One of the top left wingers of his era, Lynn twice led the Blueshirts in scoring and was a member of the Stanley Cup winning team in 1940, the last Rangers to be immortalized on the cup for over half a century. In 1941-42, his 32 goals led the league. After losing two years to WWII, he returned but couldn’t find the form of his youth, playing a single season with the Rangers.

Turning to coaching, he spent 1949-50 running the Rangers and the next five seasons behind the Bruins bench before moving up to the GM’s job, a position he held until 1965. Hired as coach and GM for the expansion St. Louis Blues, one of his first moves was to remove himself from behind the bench, hiring a promising young coach named Scotty Bowman to replace him.

Lynn Patrick died in 1980, the same year he was elected to the Hockey Hall of Fame. His brother Murray, better known as Muzz, also entered the family business. Like Lynn, he played under his father’s orders with the Rangers, also a member of the 1940 Stanley Cup winning Team. A big, tough defenseman who had been Canada’s light-heavyweight boxing champ before turning to hockey, he rarely lost a bout on the ice.

He broke in with the Rangers in ‘37-38, playing a single game that season and stuck around the next fall.

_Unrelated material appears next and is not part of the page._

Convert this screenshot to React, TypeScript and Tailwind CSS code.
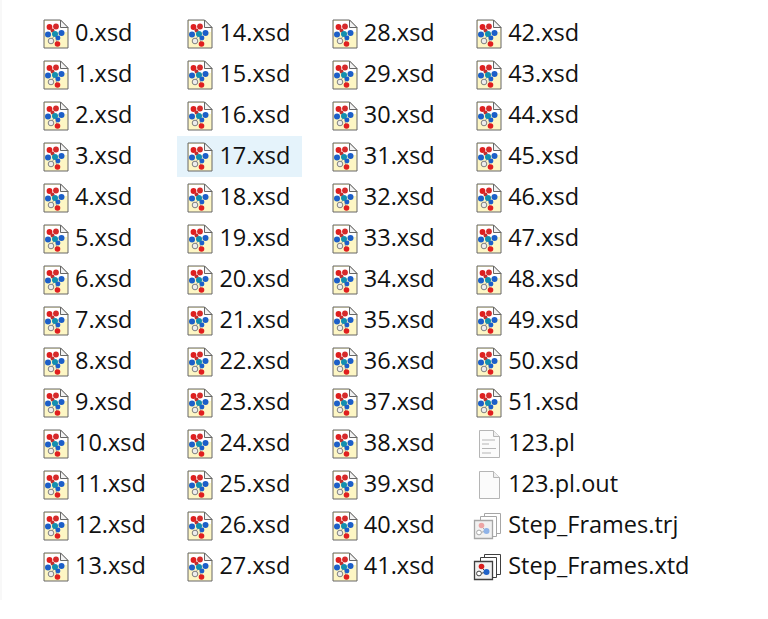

After patrolling the blue line for three years, Muzz enlisted in the U.S. Army following the 1940-41 season and was in uniform months before the attack on Pearl Harbor, missing four complete seasons before returning to finish up his NHL time.

After a few minor league years as a player/coach, Muzz was back in the NHL. He coached the Rangers for a year in the early 1950s and moved up to the executive suite the next season, becoming the GM, a job he would hold until 1964.

Craig represents the third generation of the Patrick clan to distinguish himself in the hockey world. Son of Lynn, grandson of Lester, he played for the U.S. national team for two years before beginning his professional career. He appeared in more than 400 NHL games over eight seasons, suiting up for the Seals, Blues, Scouts and Capitals and retired after the 1978-79 campaign. His top offensive year came in 1972-73 when he had the only 20-goal season of his NHL career.

Leaving the NHL, he signed on with the U.S. Olympic program serving as assistant coach and assistant general manger to the U.S. hockey team that won the gold medal in Lake Placid in 1980. Initially hired as head of hockey operations by the Rangers, he became the team’s youngest GM in 1981, remaining in post until 1985 and filling in behind the bench on more than one occasion.

In 1989, Craig Patrick shifted his allegiance to the Pittsburgh Penguins and served as their GM and occasional coach until last spring. Under his watch, the team won back-to-back Stanley Cups in 1991 and 1992 as Mario Lemieux became the biggest name in the game. In 2001, Craig joined his father and grandfather in the Hockey Hall of Fame when he was inducted as a builder. The year before he had been awarded the Lester Patrick Trophy, presented for outstanding service to hockey in the United States.